What about our superannuation (i.e. pensions)? Here, the ordinary working person is more exposed than the banks to a carbon bubble. According to a joint report by the Carbon Tracker Initiative and the Climate Institute, the average superannuation fund invests 29% of its portfolio in fossil fuels. According to the Association of Superannuation Funds of Australia, superannuation funds manage $1.85 trillion of assets as of the end of the June Quarter 2014. This means around $536.5 billion of superannuation is exposed to carbon bubble risk. This is over 27 times the big four banks’ exposure to fossil fuels. Furthermore, superannuation exposure is almost equivalent to the big four’s market capitalisation. Clearly, the superannuation of ordinary Australians is more highly exposed to stranded assets caused by a carbon bubble than the banking sector. Therefore, if a carbon bubble was to cause a financial crisis, it would probably originate in superannuation funds. Do you feel comfortable with such a high exposure to a carbon bubble?
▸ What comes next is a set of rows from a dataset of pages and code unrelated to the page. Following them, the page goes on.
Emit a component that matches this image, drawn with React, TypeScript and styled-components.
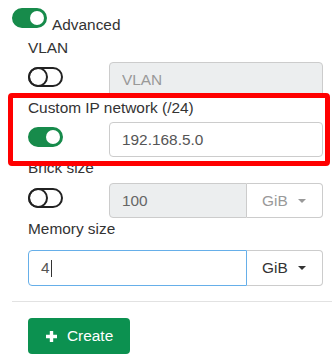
import styled, { createGlobalStyle } from "styled-components";

const GlobalStyle = createGlobalStyle`
  body {
    margin: 0;
    font-family: "Liberation Sans", Arial, sans-serif;
    font-size: 15.4px;
    color: #333;
    background: #fff;
  }
`;

const Page = styled.div`
  position: relative;
  width: 332px;
  height: 360px;
  padding: 8px 0 0 12px;
  box-sizing: border-box;
  overflow: hidden;
`;

const AdvancedRow = styled.div`
  display: flex;
  align-items: flex-start;
  gap: 5px;
`;

const SwitchText = styled.span`
  margin-top: 7px;
  line-height: 20px;
`;

const Switch = styled.span<{ $on?: boolean }>`
  display: flex;
  flex: none;
  align-items: center;
  justify-content: ${(p) => (p.$on ? "flex-end" : "flex-start")};
  width: 35px;
  height: 20px;
  box-sizing: border-box;
  border-radius: 10px;
  border: 2px solid ${(p) => (p.$on ? "#178b4b" : "#222")};
  background: ${(p) => (p.$on ? "#178b4b" : "transparent")};

  &::after {
    content: "";
    display: block;
    box-sizing: border-box;
    border-radius: 50%;
    width: ${(p) => (p.$on ? "14px" : "20px")};
    height: ${(p) => (p.$on ? "14px" : "20px")};
    margin: ${(p) => (p.$on ? "0 1px 0 0" : "0 0 0 -2px")};
    background: ${(p) => (p.$on ? "#fff" : "transparent")};
    border: ${(p) => (p.$on ? "none" : "2px solid #222")};
  }
`;

const Fields = styled.div`
  display: flex;
  flex-direction: column;
  gap: 1px;
  margin-top: 3px;
  padding: 0 9px 0 16px;
`;

const Field = styled.div`
  display: flex;
  flex-direction: column;
`;

const Label = styled.label<{ $gap?: number }>`
  line-height: 20px;
  margin-bottom: ${(p) => p.$gap ?? 4}px;
  color: #333;
`;

const Row = styled.div`
  display: grid;
  grid-template-columns: 81px 1fr;
  align-items: start;

  & > ${Switch} {
    margin-top: 5px;
  }
`;

const Group = styled.div`
  display: flex;
`;

const Input = styled.input<{ $grouped?: boolean }>`
  flex: 1;
  min-width: 0;
  width: 100%;
  height: 35px;
  box-sizing: border-box;
  padding: 0 12px;
  border: 1px solid #ccc;
  border-radius: ${(p) => (p.$grouped ? "4px 0 0 4px" : "4px")};
  font-family: inherit;
  font-size: 15.4px;
  color: #555;
  background: #fff;
  outline: none;

  &:disabled {
    background: #eceeef;
    color: #666;
  }
  &::placeholder {
    color: #999;
  }
`;

const FocusedInput = styled.div`
  flex: 1;
  display: flex;
  align-items: center;
  height: 36px;
  box-sizing: border-box;
  padding: 0 12px;
  border: 1px solid #66afe9;
  border-radius: 4px 0 0 4px;
  color: #555;
`;

const Caret = styled.span`
  display: inline-block;
  width: 1px;
  height: 17px;
  margin-left: 1px;
  background: #333;
`;

const UnitButton = styled.button<{ $disabled?: boolean; $tall?: boolean }>`
  display: flex;
  align-items: center;
  width: 76px;
  height: ${(p) => (p.$tall ? 36 : 35)}px;
  box-sizing: border-box;
  padding: 0 0 0 15px;
  border: 1px solid #ccc;
  border-left: none;
  border-radius: 0 4px 4px 0;
  background: #fff;
  font-family: inherit;
  font-size: 15.4px;
  color: ${(p) => (p.$disabled ? "#999" : "#333")};

  &::after {
    content: "";
    margin-left: 10px;
    border-top: 4px solid currentColor;
    border-left: 4px solid transparent;
    border-right: 4px solid transparent;
  }
`;

const Divider = styled.hr`
  margin: 15px 0 0;
  border: none;
  border-top: 1px solid #e2e2e2;
`;

const Footer = styled.div`
  padding: 16px 0 0 16px;
`;

const CreateButton = styled.button`
  display: flex;
  align-items: center;
  gap: 10px;
  height: 36px;
  padding: 0 17px 0 18px;
  border: none;
  border-radius: 4px;
  background: #0c9150;
  color: #fff;
  font-family: inherit;
  font-size: 15.4px;
`;

const PlusIcon = () => (
  <svg width="11" height="11" viewBox="0 0 11 11" aria-hidden="true">
    <path d="M5.5 0.5V10.5M0.5 5.5H10.5" stroke="#fff" strokeWidth="3.4" strokeLinecap="round" />
  </svg>
);

const Highlight = styled.div`
  position: absolute;
  left: 8px;
  top: 93px;
  width: 322px;
  height: 73px;
  box-sizing: border-box;
  border: 5px solid #ff0000;
  border-radius: 4px;
  pointer-events: none;
`;

export default function App() {
  return (
    <Page>
      <GlobalStyle />
      <AdvancedRow>
        <Switch $on />
        <SwitchText>Advanced</SwitchText>
      </AdvancedRow>
      <Fields>
        <Field>
          <Label>VLAN</Label>
          <Row>
            <Switch />
            <Input disabled placeholder="VLAN" />
          </Row>
        </Field>
        <Field>
          <Label>Custom IP network (/24)</Label>
          <Row>
            <Switch $on />
            <Input defaultValue="192.168.5.0" />
          </Row>
        </Field>
        <Field>
          <Label $gap={5}>Brick size</Label>
          <Row>
            <Switch />
            <Group>
              <Input $grouped disabled defaultValue="100" />
              <UnitButton $disabled>GiB</UnitButton>
            </Group>
          </Row>
        </Field>
        <Field>
          <Label $gap={11}>Memory size</Label>
          <Group>
            <FocusedInput>
              4<Caret />
            </FocusedInput>
            <UnitButton $tall>GiB</UnitButton>
          </Group>
        </Field>
      </Fields>
      <Divider />
      <Footer>
        <CreateButton>
          <PlusIcon />
          Create
        </CreateButton>
      </Footer>
      <Highlight />
    </Page>
  );
}
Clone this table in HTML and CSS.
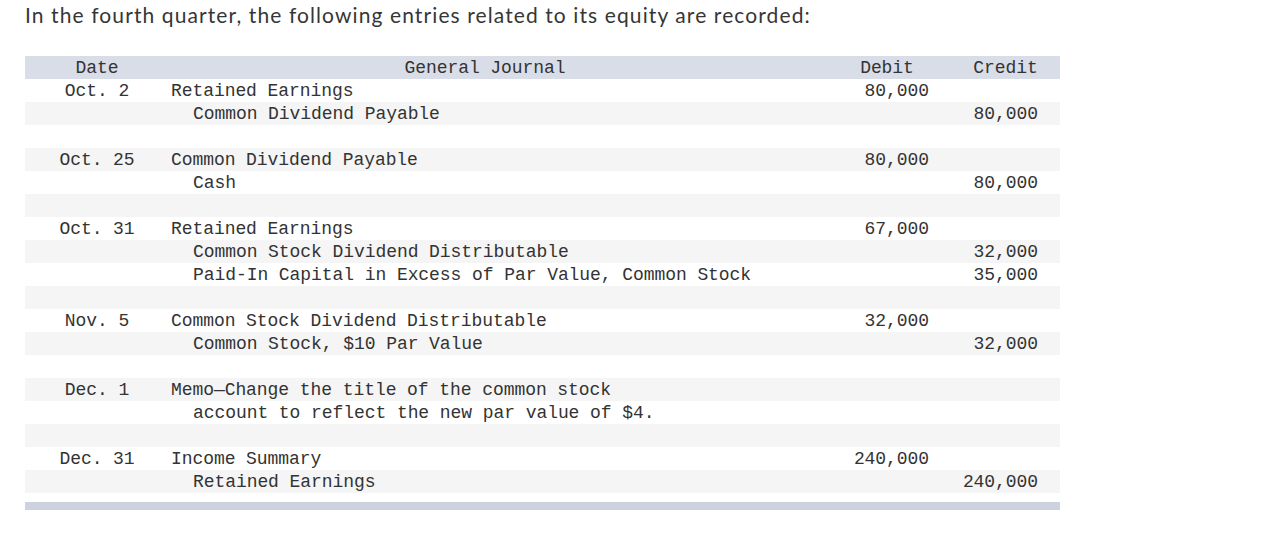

The good news for superannuants is that you can manage your risk. Using resources such as the Asset Owners Disclosure Project, you can assess how exposed your retirement fund is to a carbon bubble. By understanding your exposure you can then take steps to manage it. You can manage it by reducing your holdings of fossil fuel companies. Alternatively, you can hedge against a carbon bubble risk by investing in renewable energy, energy efficiency, electric vehicles and other low-carbon investments. By taking charge of your retirement fund, you can send a small, but powerful signal to your fund managers that you are taking in account the risk of a carbon bubble and so should they if they want to keep your business.